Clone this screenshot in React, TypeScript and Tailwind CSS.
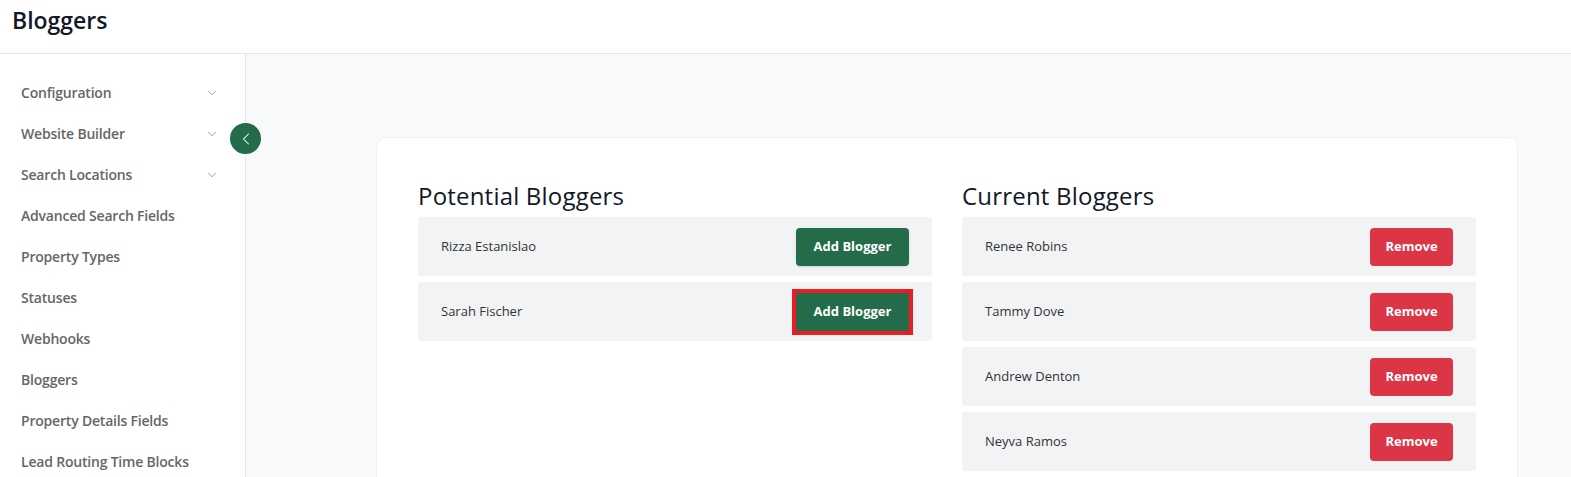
import { ChevronDown, ChevronLeft } from "lucide-react";

const MENU: { label: string; sub?: boolean }[] = [
  { label: "Configuration", sub: true },
  { label: "Website Builder", sub: true },
  { label: "Search Locations", sub: true },
  { label: "Advanced Search Fields" },
  { label: "Property Types" },
  { label: "Statuses" },
  { label: "Webhooks" },
  { label: "Bloggers" },
  { label: "Property Details Fields" },
  { label: "Lead Routing Time Blocks" },
];

const potential = ["Rizza Estanislao", "Sarah Fischer"];
const current = ["Renee Robins", "Tammy Dove", "Andrew Denton", "Neyva Ramos"];

export default function App() {
  return (
    <div className="h-[477px] overflow-hidden bg-white font-['Open_Sans','Noto_Sans',sans-serif]">
      {/* Top bar */}
      <header className="h-[54px] border-b border-[#e3e5e8] px-3 flex items-center">
        <h1 className="text-[23px] font-semibold text-[#111827] leading-none -mt-[12px]">Bloggers</h1>
      </header>

      <div className="flex h-[423px]">
        {/* Sidebar */}
        <aside className="relative w-[246px] shrink-0 border-r border-[#e3e5e8] pt-[18px]">
          <nav className="flex flex-col">
            {MENU.map((item) => (
              <div
                key={item.label}
                className="h-[41px] flex items-center justify-between pl-[21px] pr-[26px] text-[14px] font-semibold tracking-[-0.2px] text-[#666666]"
              >
                <span>{item.label}</span>
                {item.sub && <ChevronDown size={14} strokeWidth={1.25} className="text-[#777]" />}
              </div>
            ))}
          </nav>
          <button className="absolute top-[69px] -right-[16px] h-[31px] w-[31px] rounded-full bg-[#236b49] flex items-center justify-center text-white">
            <ChevronLeft size={20} strokeWidth={1.25} />
          </button>
        </aside>

        {/* Main */}
        <main className="flex-1 bg-[#f8f9fa] pt-[83px] pl-[130px] pr-[53px]">
          <section className="bg-white rounded-[10px] border border-[#f0f1f3] px-[41px] pt-[42px] pb-[40px]">
            <div className="grid grid-cols-2 gap-[30px]">
              <div>
                <h2 className="text-[24px] leading-[32px] mb-[5px] text-[#111827] tracking-[0.2px]">Potential Bloggers</h2>
                <div className="flex flex-col gap-[6px]">
                  {potential.map((name, i) => (
                    <div key={name} className="h-[59px] rounded-[3px] bg-[#f2f3f5] flex items-center justify-between pl-[23px] pr-[23px]">
                      <span className="text-[13px] text-[#333]">{name}</span>
                      <button
                        className={
                          i === 1
                            ? "h-[38px] w-[113px] bg-[#236b49] text-white text-[13px] font-bold outline-4 outline-[#ea1c24]"
                            : "h-[38px] w-[113px] rounded-[4px] bg-[#236b49] text-white text-[13px] font-bold shadow-sm"
                        }
                      >
                        Add Blogger
                      </button>
                    </div>
                  ))}
                </div>
              </div>
              <div>
                <h2 className="text-[24px] leading-[32px] mb-[5px] text-[#111827] tracking-[0.2px]">Current Bloggers</h2>
                <div className="flex flex-col gap-[6px]">
                  {current.map((name) => (
                    <div key={name} className="h-[59px] rounded-[3px] bg-[#f2f3f5] flex items-center justify-between pl-[23px] pr-[23px]">
                      <span className="text-[13px] text-[#333]">{name}</span>
                      <button className="h-[38px] w-[83px] rounded-[4px] bg-[#dc3545] text-white text-[13px] font-bold">
                        Remove
                      </button>
                    </div>
                  ))}
                  <div className="h-[59px] rounded-[3px] bg-[#f2f3f5]" />
                </div>
              </div>
            </div>
          </section>
        </main>
      </div>
    </div>
  );
}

Your instructions: Write out the whole listing exactly, and drop the pictures.

Exercise result:
Clone this screenshot in React, TypeScript and Tailwind CSS.
import { ChevronDown, ChevronLeft } from "lucide-react";

const MENU: { label: string; sub?: boolean }[] = [
  { label: "Configuration", sub: true },
  { label: "Website Builder", sub: true },
  { label: "Search Locations", sub: true },
  { label: "Advanced Search Fields" },
  { label: "Property Types" },
  { label: "Statuses" },
  { label: "Webhooks" },
  { label: "Bloggers" },
  { label: "Property Details Fields" },
  { label: "Lead Routing Time Blocks" },
];

const potential = ["Rizza Estanislao", "Sarah Fischer"];
const current = ["Renee Robins", "Tammy Dove", "Andrew Denton", "Neyva Ramos"];

export default function App() {
  return (
    <div className="h-[477px] overflow-hidden bg-white font-['Open_Sans','Noto_Sans',sans-serif]">
      {/* Top bar */}
      <header className="h-[54px] border-b border-[#e3e5e8] px-3 flex items-center">
        <h1 className="text-[23px] font-semibold text-[#111827] leading-none -mt-[12px]">Bloggers</h1>
      </header>

      <div className="flex h-[423px]">
        {/* Sidebar */}
        <aside className="relative w-[246px] shrink-0 border-r border-[#e3e5e8] pt-[18px]">
          <nav className="flex flex-col">
            {MENU.map((item) => (
              <div
                key={item.label}
                className="h-[41px] flex items-center justify-between pl-[21px] pr-[26px] text-[14px] font-semibold tracking-[-0.2px] text-[#666666]"
              >
                <span>{item.label}</span>
                {item.sub && <ChevronDown size={14} strokeWidth={1.25} className="text-[#777]" />}
              </div>
            ))}
          </nav>
          <button className="absolute top-[69px] -right-[16px] h-[31px] w-[31px] rounded-full bg-[#236b49] flex items-center justify-center text-white">
            <ChevronLeft size={20} strokeWidth={1.25} />
          </button>
        </aside>

        {/* Main */}
        <main className="flex-1 bg-[#f8f9fa] pt-[83px] pl-[130px] pr-[53px]">
          <section className="bg-white rounded-[10px] border border-[#f0f1f3] px-[41px] pt-[42px] pb-[40px]">
            <div className="grid grid-cols-2 gap-[30px]">
              <div>
                <h2 className="text-[24px] leading-[32px] mb-[5px] text-[#111827] tracking-[0.2px]">Potential Bloggers</h2>
                <div className="flex flex-col gap-[6px]">
                  {potential.map((name, i) => (
                    <div key={name} className="h-[59px] rounded-[3px] bg-[#f2f3f5] flex items-center justify-between pl-[23px] pr-[23px]">
                      <span className="text-[13px] text-[#333]">{name}</span>
                      <button
                        className={
                          i === 1
                            ? "h-[38px] w-[113px] bg-[#236b49] text-white text-[13px] font-bold outline-4 outline-[#ea1c24]"
                            : "h-[38px] w-[113px] rounded-[4px] bg-[#236b49] text-white text-[13px] font-bold shadow-sm"
                        }
                      >
                        Add Blogger
                      </button>
                    </div>
                  ))}
                </div>
              </div>
              <div>
                <h2 className="text-[24px] leading-[32px] mb-[5px] text-[#111827] tracking-[0.2px]">Current Bloggers</h2>
                <div className="flex flex-col gap-[6px]">
                  {current.map((name) => (
                    <div key={name} className="h-[59px] rounded-[3px] bg-[#f2f3f5] flex items-center justify-between pl-[23px] pr-[23px]">
                      <span className="text-[13px] text-[#333]">{name}</span>
                      <button className="h-[38px] w-[83px] rounded-[4px] bg-[#dc3545] text-white text-[13px] font-bold">
                        Remove
                      </button>
                    </div>
                  ))}
                  <div className="h-[59px] rounded-[3px] bg-[#f2f3f5]" />
                </div>
              </div>
            </div>
          </section>
        </main>
      </div>
    </div>
  );
}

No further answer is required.